中国の偵察気球が米国領空に侵入し、米空軍がこれを撃墜した。中国政府はこの気球が同国の偵察気球との米国の主張を否定しているが、米軍は声明で撃墜した気球の残骸から情報収集に使われた可能性のあるセンサーなど、電子機器を回収したと発表した。この事件は米中対立の新たな火種になるとして主要メディアも活発に報道、論評しており、その論調の概略をいくつか紹介した。
メディアが、台湾をめぐる戦争では台湾が勝利するとシンクタンクの図上演習の結果として報じる。ただし米国と台湾に破滅的な被害が出ると述べ、台湾は電力などの基本サービスが破壊されて荒廃し、米軍にも膨大な犠牲者が出ると指摘する。しかも台湾勝利には前提条件があり、関連した問題点として台湾の徴兵制と兵器の準備態勢が不十分、米軍の攻撃型潜水艦と長距離対艦ミサイルの不足、80歳を超えた米大統領の対処能力への懸念などを挙げる。ただし、多大な犠牲を払っても米国は信頼に足る世界の強国としての地位を守る必要があると述べ、台湾侵攻は敗北に終わることを中国に悟らせるために資金とエネルギーを注ぐべきだと主張する。こうしたシンクタンクの予想は、台湾攻防をめぐって米台陣営が抱える問題点を指摘するという意味でも参考になろう。
韓国では人口動態の危機が年金制度を襲い、年金基金が2055年に枯渇する見通しとなった。生産年齢人口は2021年には全人口の71.1%だったが、政府統計によると2050年には51.3%に減少すると予想されている。またエコノミストによれば、労働市場は人口動態の課題に加えて高齢者、若者、女性の不完全雇用によって損なわれているとみられている。財政状況悪化により年金改革の必要性が指摘されているが選挙が目前に控えており、政府がすぐに仕組みを変えるのは難しいとメディアは報じる。政治的にデリケートな問題かもしれないが政府の長期的な見地からの取り組みに注目したい。
北朝鮮系の犯罪組織が暗号資産市場において活発だが人目につかないように活動しているとメディアが報じる。具体例として、昨年夏に暗号資産プラットフォーム、ホライゾン・ブリッジから1億ドルの暗号資産を強奪した例などを挙げ、しかもトルネード・キャッシュやレイルガンなどと呼ばれる暗号資産の取引痕跡を消し去るミキシングサービスを使って犯罪を見えに難くしていると述べ、こうした犯罪的なサイバー操作によって集められた資金は、ミサイル計画資金の最大で3分の1を賄うのに役立ったと指摘する。ただし犯罪組織が取り扱う資金規模が大きくなり、取引の隠匿が難しくなっているようだとも報じる。
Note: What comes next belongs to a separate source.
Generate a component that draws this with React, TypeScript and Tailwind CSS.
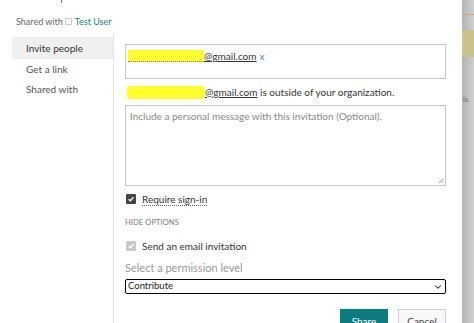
import { ChevronDown } from "lucide-react"

const font = { fontFamily: 'Lato, "Open Sans", sans-serif' }

function Check({ disabled }: { disabled?: boolean }) {
  return (
    <span
      className={`flex h-[10px] w-[10px] shrink-0 items-center justify-center rounded-[1px] ${
        disabled ? "bg-[#c8c8c8]" : "bg-[#444]"
      }`}
    >
      <svg viewBox="0 0 10 10" className="h-[8px] w-[8px]">
        <path d="M2 5.2 L4.2 7.2 L8 2.8" fill="none" stroke="white" strokeWidth="1.6" />
      </svg>
    </span>
  )
}

export default function App() {
  return (
    <div
      className="flex h-[323px] w-[474px] overflow-hidden bg-white text-[10px] text-[#333]"
      style={font}
    >
      <div className="flex w-[462px] shrink-0 flex-col">
        {/* cut-off title */}
        <div className="h-[8px] shrink-0 pl-[61px]">
          <span className="block h-[3px] w-[1px] bg-[#777]" />
        </div>

        <div className="flex h-[24px] shrink-0 items-center pl-[16px] pt-[3px] text-[9px] text-[#666]">
          Shared with
          <span className="ml-[2px] mr-[3px] inline-block h-[7px] w-[7px] border border-[#ccc]" />
          <span className="text-[#1a7f86]">Test User</span>
        </div>

        <div className="flex shrink-0">
          {/* left nav */}
          <div className="w-[113px] shrink-0 pl-[12px] pt-[5px]">
            <div className="flex h-[22px] items-center bg-[#f0f0f0] pl-[14px] text-[#333]">
              Invite people
            </div>
            <div className="flex h-[20px] items-center pl-[14px] text-[#555]">Get a link</div>
            <div className="flex h-[21px] items-center pl-[14px] text-[#555]">Shared with</div>
          </div>

          {/* divider + content */}
          <div className="flex flex-1 flex-col border-l border-[#e4e4e4] pl-[11px] pr-[16px] pt-[12px]">
            <div className="flex h-[35px] shrink-0 items-start border border-[#c6c6c6] px-[2px] pt-[5px] leading-[12px]">
              <span className="inline-block h-[12px] w-[76px] border-b border-dotted border-[#8a8a40] bg-[#ffff2e]" />
              <span className="underline">@gmail.com</span>
              <span className="ml-[3px] text-[#3b82c4]">x</span>
            </div>

            <div className="mt-[5px] flex h-[16px] shrink-0 items-center pl-[2px]">
              <span className="inline-block h-[13px] w-[78px] rounded-[3px] bg-[#ffff2e]" />
              <span className="underline">@gmail.com</span>
              <span>&nbsp;is outside of your organization.</span>
            </div>

            <div className="relative mt-[5px] h-[81px] shrink-0 border border-[#c6c6c6] px-[4px] pt-[3px] text-[#888]">
              Include a personal message with this invitation (Optional).
              <svg viewBox="0 0 8 8" className="absolute bottom-[1px] right-[1px] h-[7px] w-[7px]">
                <path d="M7 2 L2 7 M7 5 L5 7" stroke="#777" strokeWidth="0.9" />
              </svg>
            </div>

            <div className="mt-[7px] flex h-[12px] shrink-0 items-center gap-[6px] pl-[1px]">
              <Check />
              <span className="border-b border-dotted border-[#666] leading-[12px] text-[#333]">
                Require sign-in
              </span>
            </div>

            <div className="mt-[12px] h-[12px] shrink-0 text-[7.5px] leading-[12px] tracking-[0.1px] text-[#777]">
              HIDE OPTIONS
            </div>

            <div className="mt-[11px] flex h-[12px] shrink-0 items-center gap-[6px] pl-[1px]">
              <Check disabled />
              <span className="text-[#333]">Send an email invitation</span>
            </div>

            <div className="mt-[9px] h-[14px] shrink-0 text-[11px] leading-[14px] text-[#999]">
              Select a permission level
            </div>

            <div className="mt-[4px] flex h-[15px] shrink-0 items-center justify-between rounded-[2px] border border-black pl-[2px] pr-[2px] text-[9.5px] text-[#222]">
              Contribute
              <ChevronDown className="h-[10px] w-[10px]" strokeWidth={2.5} />
            </div>

            <div className="mt-[15px] flex shrink-0 justify-end gap-[10px]">
              <div className="flex h-[22px] w-[48px] items-start justify-center bg-[#0b7c80] pt-[5px] text-white">
                Share
              </div>
              <div className="flex h-[22px] w-[48px] items-start justify-center border border-[#d0d0d0] bg-[#f8f8f8] pt-[4px] text-[#444]">
                Cancel
              </div>
            </div>
          </div>
        </div>
      </div>

      {/* dimmed page behind the dialog */}
      <div className="flex w-[12px] flex-col bg-gradient-to-r from-[#b4b4b4] to-[#cfcfcf]">
        <div className="mt-[14px] h-[1px] bg-[#d4a27a]" />
        <div className="mt-[15px] h-[27px] bg-[#c9c28e]" />
        <div className="mt-[36px] pl-[1px] text-[8px] text-[#666]">is</div>
      </div>
    </div>
  )
}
犯罪資金がミサイル計画の最大で3分の1を賄っているという警告は深刻に受け止める必要がある。
東南アジア関係では、インドネシアがニッケル鉱石の輸出禁止によってニッケル製品の輸出額が急増した成功体験から、アルミニウム原料のボーキサイトや銅、錫、金などの輸出禁止も考えていると報じられている。メディアは、こうした全面的な資源ナショナリズムの動きは賢明でないと批判し、理由として2014年に実施した金属輸出禁止令によって、ボーキサイトの対中輸出量に占めるインドネシアのシェアは60%から現在の15%に激減したこと、ニッケル製錬所の誘致に様々な優遇措置が必要となり、ボーキサイト精錬所誘致の場合はもっとコストがかかること、中国からの資本導入が必要となり、中国人と現地人労働者との間に紛争発生の可能性があること、そして世界の貿易ルールに抵触する危険性などを挙げる。
インドが中国のライバルとして台頭することが、米国のアジアにおける問題を解決する上で重要であり、それにはインド経済の成長が欠かせないとして、具体策として製造業の発展の必要性を指摘し、米国はインド製品に対して市場を保証すべきだとメディアが提言する。インドの地政学的な重要性はしばしば指摘されるが、具体策として製造業の育成支援を提言しているのが注目される。